Genius Hour has been traveling around the internet a lot lately. Our sixth grade holds one each trimester. I think it’s a great chance to challenge our students to learn more, do more, be more. However, I’m also concerned that it could devolve into “building a sugar cube White House”.
Years ago, I listened to an educational reform speaker who pointed out the folly in “projects”. Not that projects are bad. I think a good project can challenge our students and help them learn more and show what they’ve learned better than any worksheet. The caution lies in choosing a good project.
When I was a kid, any time you learned about the government, it culminated in a project that usually involved building a sugar cube White House or Capitol. While these are fun activities, they don’t really get at what was learned about government. This type of activity would better represent architecture or teamwork, or even some sort of artwork. There’s no actual learning about the branches of government, or how a bill becomes a law when you build something with sugar cubes. In other words, you need to make sure the project involves the type of learning and thinking you want your students to engage in.

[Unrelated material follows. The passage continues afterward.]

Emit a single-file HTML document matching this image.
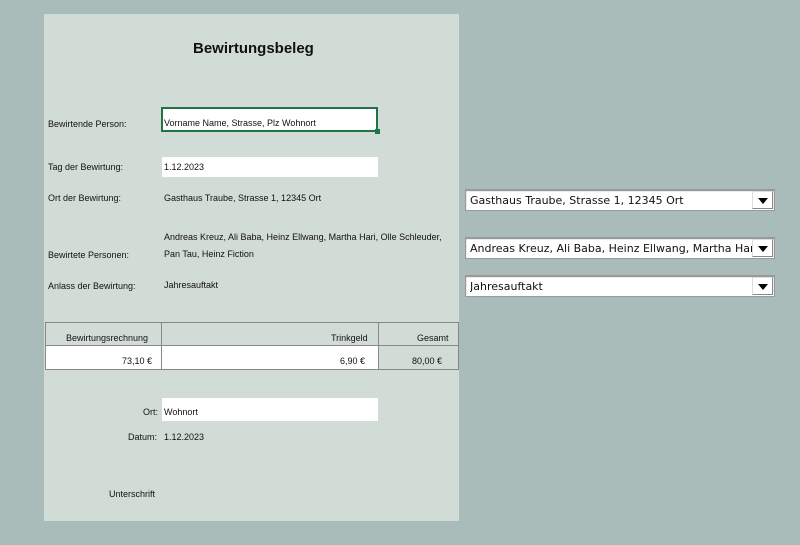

I’ve seen a number of Genius Day projects that are more along the lines of the sugar cube building. We’ve had students bake brownies, make loom band bracelets, and other “fun” projects. While these are enjoyable, there’s no real learning taking place. When a student spends the day playing minecraft, it’s certainly fun for him or her, but doesn’t necessarily involve learning.

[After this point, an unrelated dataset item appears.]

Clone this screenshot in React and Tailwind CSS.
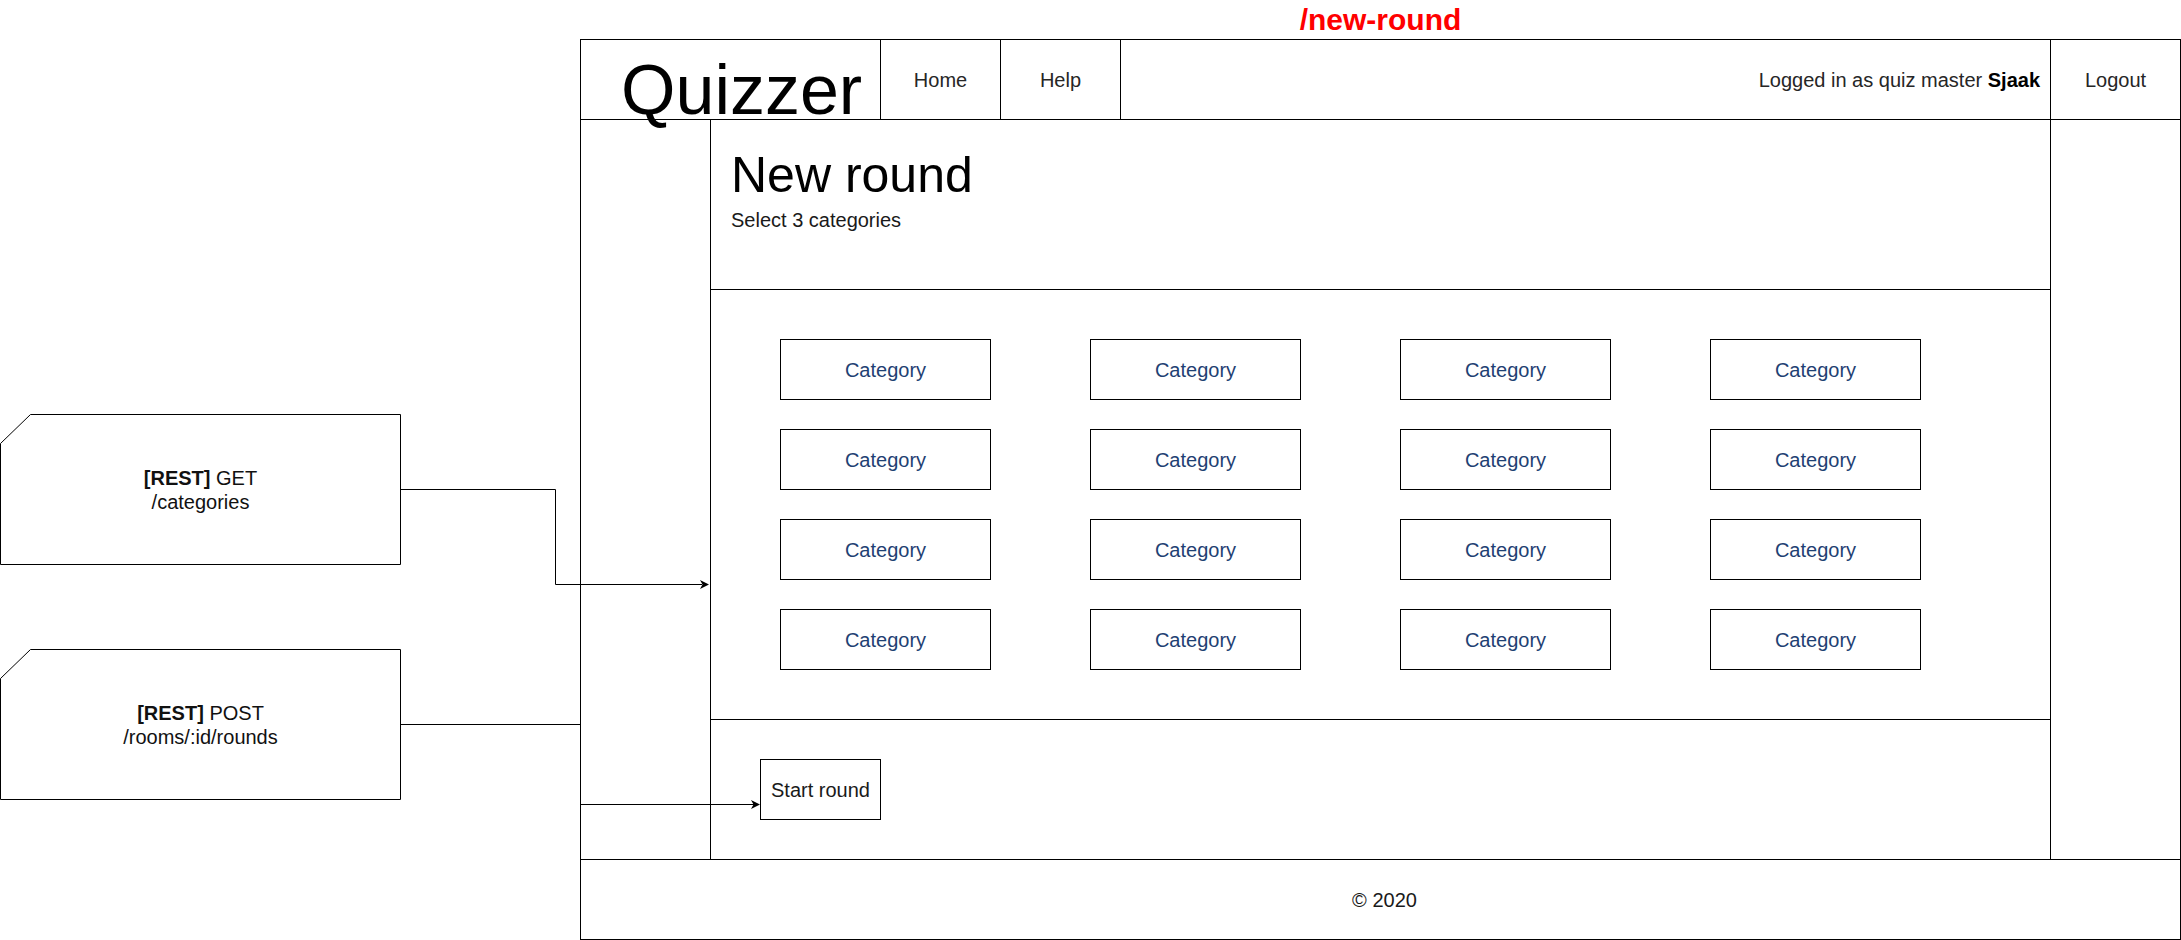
import React from "react";

const categories = Array.from({ length: 16 }, (_, i) => ({ id: i, label: "Category" }));

const RestNode = ({ className, method, path }) => (
  <div className={`absolute left-0 w-[401px] h-[151px] ${className}`}>
    <svg className="absolute inset-0" width="401" height="151" viewBox="0 0 401 151">
      <polygon
        points="0.5,29.5 30.5,0.5 400.5,0.5 400.5,150.5 0.5,150.5"
        fill="white"
        stroke="black"
        strokeWidth="1"
      />
    </svg>
    <div className="relative h-full flex flex-col items-center justify-center text-[20px] leading-[24px] text-[#111]">
      <div>
        <span className="font-bold">[REST]</span> {method}
      </div>
      <div>{path}</div>
    </div>
  </div>
);

export default function App() {
  return (
    <div className="relative w-[2181px] h-[940px] bg-white overflow-hidden font-['Liberation_Sans',Arial,sans-serif] text-[#1a1a1a]">
      {/* page route label */}
      <div className="ml-[580px] w-[1601px] h-[39px] flex items-center justify-center">
        <span className="text-[30px] font-bold text-[#ff0000] leading-none">/new-round</span>
      </div>

      {/* wireframe */}
      <div className="ml-[580px] w-[1601px] h-[901px] border border-black flex flex-col">
        {/* header */}
        <div className="h-[80px] border-b border-black flex shrink-0">
          <div className="w-[300px] border-r border-black pl-[40px] pt-[15px]">
            <div className="text-[70px] leading-[70px] text-black">Quizzer</div>
          </div>
          <div className="w-[120px] border-r border-black flex items-center justify-center text-[20px] text-[#262626]">
            Home
          </div>
          <div className="w-[120px] border-r border-black flex items-center justify-center text-[20px] text-[#262626]">
            Help
          </div>
          <div className="flex-1 flex items-center justify-end pr-[10px] text-[20px] text-[#262626]">
            <span>
              Logged in as quiz master <span className="font-bold text-black">Sjaak</span>
            </span>
          </div>
          <div className="w-[130px] border-l border-black flex items-center justify-center text-[20px] text-[#262626]">
            Logout
          </div>
        </div>

        {/* body */}
        <div className="flex-1 flex">
          <div className="w-[130px] border-r border-black"></div>

          <div className="flex-1 flex flex-col">
            {/* title */}
            <div className="h-[170px] border-b border-black pl-5 pt-[30px]">
              <h1 className="text-[50px] leading-[50px] text-black">New round</h1>
              <p className="mt-[10px] text-[20px] leading-[20px] text-[#1a1a1a]">Select 3 categories</p>
            </div>

            {/* categories */}
            <div className="h-[430px] border-b border-black pl-[69px] pt-[49px]">
              <div className="grid grid-cols-[repeat(4,211px)] gap-x-[99px] gap-y-[29px]">
                {categories.map((c) => (
                  <div
                    key={c.id}
                    className="h-[61px] border border-black flex items-center justify-center text-[20px] text-[#1f4173]"
                  >
                    {c.label}
                  </div>
                ))}
              </div>
            </div>

            {/* actions */}
            <div className="flex-1 pl-[49px] pt-[39px]">
              <button
                type="button"
                className="w-[121px] h-[61px] border border-black flex items-center justify-center text-[20px] text-[#1a1a1a] bg-white"
              >
                Start round
              </button>
            </div>
          </div>

          <div className="w-[130px] border-l border-black"></div>
        </div>

        {/* footer */}
        <div className="h-[80px] border-t border-black flex items-center justify-center pl-[8px] text-[20px] text-[#1a1a1a] shrink-0">
          © 2020
        </div>
      </div>

      {/* REST endpoints */}
      <RestNode className="top-[414px]" method="GET" path="/categories" />
      <RestNode className="top-[649px]" method="POST" path="/rooms/:id/rounds" />

      {/* connectors */}
      <svg
        className="absolute inset-0 pointer-events-none"
        width="2181"
        height="940"
        viewBox="0 0 2181 940"
      >
        <path d="M401 489.5 H555.5 V584.5 H702" fill="none" stroke="black" strokeWidth="1" />
        <path d="M709 584.5 L700 580 L702.5 584.5 L700 589 Z" fill="black" />
        <path d="M401 724.5 H580" fill="none" stroke="black" strokeWidth="1" />
        <path d="M580 804.5 H754" fill="none" stroke="black" strokeWidth="1" />
        <path d="M760 804.5 L751 800 L753.5 804.5 L751 809 Z" fill="black" />
      </svg>
    </div>
  );
}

What I try to do with my students is make sure it’s something valuable. In the classroom, time is gold. I do my best to spend it wisely. Something a student would spend time at a sleepover doing doesn’t seem like something they’re going to learn from in my classroom.
For our second trimester Genius Day, we gave a focus to the work: we had been reading about Thomas Edison, so the students had to make a list of three problems that needed to be solved, then invent something to solve them. While the invention didn’t need to actually be inventable that day, it needed to be in the realm of possibility. A flying car would be acceptable, but a time machine would not. We ended up with some wonderful ideas!
We had students invent a Roomba like snowplow (uses the technology involved in a Roomba to plow your driveway), a heated bike, and a reminder app to help students remember to turn in their homework. All of these items are possible to build, given current technology (but all of them were represented with a drawing).
We also required them to get a “patent” from the “patent office” (their teacher) and any inventions that had already been invented were denied. As we looked at their proposals, we tried to consider whether it was truly something new, or if it had been done before. As we explained to our students, the iPod wasn’t a totally new idea – we already had music we could record and take with us, it was a new tweak on the idea. Or, looked at another way, the lightbulb merely improved on the candles and gas lamps of the time.
I was really happy with the way the inventions turned out, and the students learned a lot about a wide variety of topics. They had to research machines and technology to try to learn how to create the invention they had come up with. It definitely made them think differently, as well. Asking them to think of a problem to be solved changed how they approached the day.
Do you do Genius Hour with your students?